Im Forum kommentieren

Körperklaus

2011-02-04 00:28:19

"Keep You Close" auf September verschoben...und alles nur wegen Marketing-Quatsch...

Goin Deeper

2011-02-03 23:48:20

Eternal Woman ist so großartig. Wahnsinn.

The MACHINA of God

2008-09-28 15:11:53

Wie oft hast du es denn gehört?

Mendigo

2008-09-28 12:12:45

etwa gegen mitte des jahres hab ich mir schlussendlich doch ein dEUS album zugelegt, und zwar In a Bar Under the Sea. Und ich war hin und weg, ohne Frage eines der besten Alternative Rock alben der 90er, so experimentell wie Alternative rock eben sein kann, ohne in avantgarde abzugleiten. was mir natürlich im grunde auch nichts ausmachen würde, aber es war doch zugegebenermaßen die vermischung von eingängigen melodien und rhythmen mit soundexperimenten und dreckigen fast-schon-metal explosionen.

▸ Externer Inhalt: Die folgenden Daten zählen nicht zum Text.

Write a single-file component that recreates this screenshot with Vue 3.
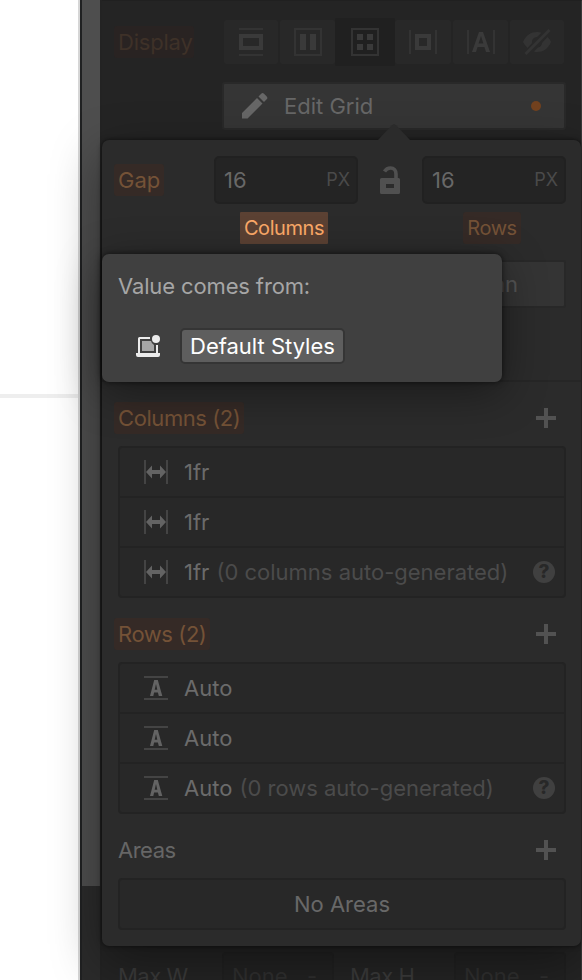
<script setup>
    import { reactive } from 'vue';

    const displayModes = ['block', 'flex', 'grid', 'inline-block', 'inline', 'none'];

    const state = reactive({
        display: 'grid',
        columnGap: 16,
        rowGap: 16
    });

    const tracks = [
        {
            title: 'Columns (2)',
            icon: 'fr',
            items: [{size: '1fr'}, {size: '1fr'}, {size: '1fr', note: '(0 columns auto-generated)'}]
        },
        {
            title: 'Rows (2)',
            icon: 'auto',
            items: [{size: 'Auto'}, {size: 'Auto'}, {size: 'Auto', note: '(0 rows auto-generated)'}]
        }
    ];
</script>

<template>
    <div class="main">
        <div class="canvas">
            <div class="rule"></div>
        </div>
        <div class="gutter">
            <div class="thumb"></div>
        </div>
        <div class="panel">
            <div class="row display">
                <span class="chip faint">Display</span>
                <div class="modes">
                    <button
                        v-for="mode in displayModes"
                        :key="mode"
                        type="button"
                        :class="{active: state.display === mode}"
                        @click="state.display = mode"
                    >
                        <svg width="28" height="28" viewBox="0 0 28 28">
                            <g v-if="mode === 'block'">
                                <path class="thin" d="M2 0h24v2H2zM2 26h24v2H2z" />
                                <path fill-rule="evenodd" d="M2 6h24v16H2zM6 10v8h16v-8z" />
                            </g>
                            <g v-else-if="mode === 'flex'">
                                <path class="thin" fill-rule="evenodd" d="M0 0h28v28H0zM2 2v24h24V2z" />
                                <path d="M6 6h6v16H6zM16 6h6v16h-6z" />
                            </g>
                            <g v-else-if="mode === 'grid'">
                                <path class="thin" fill-rule="evenodd" d="M0 0h28v28H0zM2 2v24h24V2z" />
                                <path d="M6 6h6v6H6zM16 6h6v6h-6zM6 16h6v6H6zM16 16h6v6h-6z" />
                            </g>
                            <g v-else-if="mode === 'inline-block'">
                                <path class="thin" d="M0 2h2v24H0zM26 2h2v24h-2z" />
                                <path fill-rule="evenodd" d="M6 6h16v16H6zM10 10v8h8v-8z" />
                            </g>
                            <g v-else-if="mode === 'inline'">
                                <path class="thin" d="M0 2h2v24H0zM26 2h2v24h-2z" />
                                <path fill-rule="evenodd" d="M5 24L12 4h4l7 20h-4l-1.600-5h-6.800L9 24zM11.600 15.500h4.800L14 8z" />
                            </g>
                            <g v-else class="thin">
                                <path d="M0 14C3 7 8 4 14 4c2 0 3 .3 4.500 .8L14 9a5 5 0 0 0-5 6L4.500 20C2.500 18 1 16 0 14z" />
                                <path d="M28 14c-3 7-8 10-14 10-1 0-2-.1-3-.5l4-4a5 5 0 0 0 4-4.500L24.500 9c1.500 1.500 2.700 3 3.500 5z" />
                                <path d="M1.500 25L25.500 1l2 2L3.500 27z" />
                            </g>
                        </svg>
                    </button>
                </div>
            </div>
            <button type="button" class="edit">
                <svg width="26" height="26" viewBox="0 0 26 26">
                    <path d="M0 20L15 5l5.500 5.500L5.500 25.500H0zM16.500 3.500l2.700-2.700a2 2 0 0 1 2.800 0L24.700 3.500a2 2 0 0 1 0 2.800L22 9z" />
                </svg>
                <span>Edit Grid</span>
                <i class="dot"></i>
            </button>
            <div class="row sizes">
                <span>Max W</span>
                <div class="none"><span>None</span><span>-</span></div>
                <span class="second">Max H</span>
                <div class="none"><span>None</span><span>-</span></div>
            </div>
        </div>

        <div class="popover">
            <div class="gap">
                <div class="gap-label"><span class="chip">Gap</span></div>
                <div class="field"><span>{{ state.columnGap }}</span><small>PX</small></div>
                <svg class="lock" width="20" height="28" viewBox="0 0 20 28">
                    <path d="M4.500 5.500C6 3 8 2 10.500 2c3.500 0 5.500 2.500 5.500 6v4" fill="none" stroke="#505050" stroke-width="3.600" />
                    <path fill-rule="evenodd" d="M1.500 12h17a1.500 1.500 0 0 1 1.500 1.500v13a1.500 1.500 0 0 1-1.500 1.500h-17A1.500 1.500 0 0 1 0 26.500v-13A1.500 1.500 0 0 1 1.500 12zM6 18v4h8v-4z" />
                </svg>
                <div class="field"><span>{{ state.rowGap }}</span><small>PX</small></div>
                <span class="chip small bright under-first">Columns</span>
                <span class="chip small under-second">Rows</span>
            </div>
            <div class="flow">
                <div class="direction">
                    <span>Column</span>
                </div>
            </div>
            <div v-for="track in tracks" :key="track.title" class="section">
                <div class="head">
                    <span class="chip">{{ track.title }}</span>
                    <svg width="20" height="20" viewBox="0 0 20 20"><path d="M8 0h4v8h8v4h-8v8H8v-8H0V8h8z" /></svg>
                </div>
                <div class="list">
                    <div v-for="(item, index) in track.items" :key="index" class="item">
                        <svg v-if="track.icon === 'fr'" width="24" height="24" viewBox="0 0 24 24">
                            <path class="thin" d="M0 0h2v24H0zM22 0h2v24h-2z" />
                            <path d="M2 12L8 5.500V10h8V5.500L22 12l-6 6.500V14H8v4.500z" />
                        </svg>
                        <svg v-else width="24" height="24" viewBox="0 0 24 24">
                            <path class="thin" d="M0 0h24v2H0zM0 22h24v2H0z" />
                            <path fill-rule="evenodd" d="M6 20l4.200-16h3.600L18.300 20h-3.500l-.9-3.500h-3.800L9.300 20zM10.700 13.700h2.600L12 8z" />
                        </svg>
                        <span class="size">{{ item.size }}</span>
                        <span v-if="item.note" class="note">{{ item.note }}</span>
                        <span v-if="item.note" class="help">?</span>
                    </div>
                </div>
            </div>
            <div class="section areas">
                <div class="head">
                    <span>Areas</span>
                    <svg width="20" height="20" viewBox="0 0 20 20"><path d="M8 0h4v8h8v4h-8v8H8v-8H0V8h8z" /></svg>
                </div>
                <div class="list empty">No Areas</div>
            </div>
        </div>

        <div class="source">
            <div class="title">Value comes from:</div>
            <div class="origin">
                <svg width="24" height="22" viewBox="0 0 24 22">
                    <path d="M6 6h9a6 6 0 0 0 3 4v6H6z" fill="#a6a6a6" />
                    <path d="M2 3.500A1.500 1.500 0 0 1 3.500 2H14v2H4v14h16v-8h2v8h2v2a2 2 0 0 1-2 2H2a2 2 0 0 1-2-2v-2h2z" fill="#ececec" />
                    <circle cx="20" cy="4" r="4" fill="#ececec" />
                </svg>
                <span class="tag">Default Styles</span>
            </div>
        </div>
    </div>
</template>

<style>
    body{
        background: #FFFFFF;
        overflow: hidden;
    }
</style>

<style scoped>
    div.main{
        position: relative;
        display: flex;
        width: 582px;
        height: 980px;
        overflow: hidden;
        font-family: Inter, "Liberation Sans", sans-serif;
        font-size: 22px;
        line-height: 32px;
        color: #686868;
    }
    .main *{
        box-sizing: border-box;
    }
    svg{
        display: block;
        flex: none;
        fill: currentColor;
    }
    button{
        padding: 0;
        font: inherit;
        border: none;
    }
    div.canvas{
        width: 80px;
        background: #FFFFFF;
        border-right: 2px solid #D6D6D6;
    }
    div.rule{
        height: 4px;
        margin-top: 394px;
        background: #EEEEEE;
    }
    div.gutter{
        width: 22px;
        background: #2B2B2B;
        border-left: 2px solid #202122;
        border-right: 2px solid #232323;
    }
    div.thumb{
        height: 886px;
        background: #4E4E4E;
    }
    div.panel{
        flex: 1;
        padding-top: 17px;
        background: #242424;
        border-top: 1px solid #202020;
        border-right: 1px solid #3A3A3A;
    }
    div.row{
        display: flex;
        align-items: center;
    }
    .chip{
        padding: 0 4px;
        height: 32px;
        border-radius: 3px;
        background: #352A26;
        color: #745237;
        letter-spacing: -0.43px;
        white-space: nowrap;
    }
    .chip.small{
        font-size: 20px;
    }
    .chip.faint{
        background: #292322;
        color: #3E3128;
        letter-spacing: -0.2px;
    }
    .chip.bright{
        background: #5B4133;
        color: #FBA968;
        border-radius: 1px;
    }
    div.display{
        height: 47px;
        padding-left: 12px;
    }
    .display .chip{
        width: 80px;
    }
    div.modes{
        display: grid;
        grid-template-columns: 54px 55px 56px 56px 55px 54px;
        column-gap: 2px;
        margin-left: 30px;
    }
    .modes button{
        height: 44px;
        display: flex;
        align-items: center;
        justify-content: center;
        background: #282828;
        color: #3A3A3A;
        border-radius: 2px;
    }
    .modes button.active{
        height: 48px;
        margin: -2px;
        background: #202020;
    }
    .modes .thin{
        fill: #333333;
    }
    button.edit{
        display: flex;
        align-items: center;
        width: 344px;
        height: 48px;
        margin: 17px 0 0 120px;
        padding: 0 23px 0 18px;
        background: #353535;
        border: 2px solid #292929;
        border-radius: 3px;
        color: #676767;
    }
    .edit span{
        flex: 1;
        margin-left: 16px;
        text-align: left;
    }
    i.dot{
        width: 10px;
        height: 10px;
        border-radius: 50%;
        background: #73421F;
    }
    div.sizes{
        margin-top: 822px;
        padding-left: 16px;
        color: #3B3B3B;
    }
    .sizes > span{
        width: 104px;
        letter-spacing: -0.5px;
    }
    .sizes .second{
        margin-left: 16px;
    }
    div.none{
        display: flex;
        justify-content: space-between;
        flex: none;
        width: 112px;
        height: 48px;
        padding: 6px 15px 0 8px;
        border: 2px solid #202020;
        border-radius: 4px;
        background: #222222;
        color: #303030;
    }
    div.popover{
        position: absolute;
        left: 102px;
        top: 140px;
        width: 479px;
        height: 806px;
        background: #2B2B2B;
        border-radius: 7px;
        box-shadow: 0 0 5px rgba(0, 0, 0, 0.6), 0 16px 50px rgba(0, 0, 0, 0.4);
    }
    div.popover::before{
        content: "";
        position: absolute;
        left: 276px;
        top: -16px;
        width: 32px;
        height: 16px;
        background: #2B2B2B;
        clip-path: polygon(0 100%, 43% 8%, 50% 0, 57% 8%, 100% 100%);
    }
    div.gap{
        display: grid;
        grid-template-columns: 100px 144px 64px 144px;
        grid-template-rows: 48px 32px;
        row-gap: 8px;
        align-items: center;
        padding: 16px 15px 0 12px;
    }
    .gap-label{
        display: flex;
    }
    .gap-label .chip{
        letter-spacing: 0;
    }
    div.field{
        display: flex;
        align-items: center;
        justify-content: space-between;
        height: 48px;
        padding: 0 6px 0 8px;
        background: #242424;
        border: 2px solid #212121;
        border-radius: 5px;
    }
    .field small{
        font-size: 18px;
        color: #4A4A4A;
    }
    svg.lock{
        justify-self: center;
        fill: #505050;
    }
    .under-first{
        grid-column: 2;
        justify-self: center;
        margin-right: 4px;
    }
    .under-second{
        grid-column: 4;
        justify-self: center;
        margin-right: 4px;
    }
    div.flow{
        height: 138px;
        padding: 16px 15px 0 112px;
        border-bottom: 2px solid #262626;
    }
    div.direction{
        display: flex;
        align-items: center;
        justify-content: flex-end;
        height: 48px;
        padding-right: 46px;
        background: #343434;
        border: 2px solid #282828;
        border-radius: 3px;
        color: #545454;
    }
    div.section{
        padding: 20px 15px 0 16px;
    }
    div.head{
        display: flex;
        align-items: center;
        justify-content: space-between;
        padding-right: 10px;
        color: #666666;
        letter-spacing: -0.5px;
    }
    .head .chip{
        margin-left: -4px;
    }
    .head svg{
        fill: #525252;
    }
    div.list{
        margin-top: 12px;
        background: #282828;
        border: 2px solid #232323;
        border-radius: 4px;
    }
    div.item{
        display: flex;
        align-items: center;
        height: 48px;
        padding: 0 9px 0 24px;
        color: #636363;
    }
    div.item + div.item{
        height: 50px;
        border-top: 2px solid #232323;
    }
    .item .thin{
        fill: #444444;
    }
    .size{
        margin-left: 16px;
        color: #6B6B6B;
    }
    .note{
        margin-left: 7px;
        color: #4B4B4B;
        white-space: nowrap;
    }
    .help{
        width: 22px;
        height: 22px;
        margin-left: auto;
        border-radius: 50%;
        background: #404040;
        color: #282828;
        font-size: 19px;
        font-weight: 800;
        line-height: 22px;
        text-align: center;
    }
    div.empty{
        height: 52px;
        line-height: 48px;
        text-align: center;
    }
    div.source{
        position: absolute;
        left: 102px;
        top: 254px;
        width: 400px;
        height: 128px;
        padding: 16px;
        background: #404040;
        border-radius: 7px;
        box-shadow: 0 0 6px rgba(0, 0, 0, 0.6), 0 10px 44px rgba(0, 0, 0, 0.4);
        color: #A6A6A6;
    }
    div.title{
        letter-spacing: -0.13px;
    }
    div.origin{
        display: flex;
        align-items: center;
        margin-top: 26px;
        padding-left: 18px;
    }
    .tag{
        height: 36px;
        margin-left: 20px;
        padding: 0 8px;
        background: #5E5E5E;
        border: 2px solid #353535;
        border-radius: 5px;
        color: #FFFFFF;
    }
</style>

naja, nachdem ich nicht so recht wusste welches album als nächsters angehen, und da ja zufällig gerade heuer eine neues der band erschienen ist, hab ich mir eben Vantage Point zugelegt. Und war wirklich am boden zerstört nach dem ersten durchlauf, und das hat sich seitdem nicht gebessert. Alles was In a Bar Under the Sea (und scheinbar überhaupt die ersten 3 alben) ausgemacht hat ist verschwunden. geblieben ist standard alternative rock, danzbar und bedeutungslos. Wobei natürlich ein richtungswechsel an und für sich nicht zu verurteilen ist, das problem ist nur dass das album auch als das was es ist einfach zu nichts taugt. Keine Melodien die hängenbleiben, keine Rhythmen die einem wirklich durch mark und bein fahren, nichts für das es sich lohnt das album immer und immer wieder hervorzukramen :(

cds23

2008-09-18 20:54:09

@Machina
Hm, einfach das Gemisch aus Gitarre und Bass, das klingt irgendwie ganz genau wie bei Radiohead anno '95. Kann Dir keinen genauen Song nennen, ich meine mich aber daran zu erinnern, dass es mir vor allem bei "Bones" aufgefallen ist, glaube ich.

@Demon
Ja, stimmt, die "Vantage Point" Produktion gefällt mir auch besser, klingt geschmeidiger und einfach moderner. Was natürlich an den 13 Jahren, die zwischen den Platten vergangen sind, liegen dürfte.

Ich mag das Album nach wie vor sehr, weil es so schön kurz(weilig) ist, keine Sekunde zu lang und ich jeden Song zumindest gut finde. Der Opener ist im Übrigen Gold wert.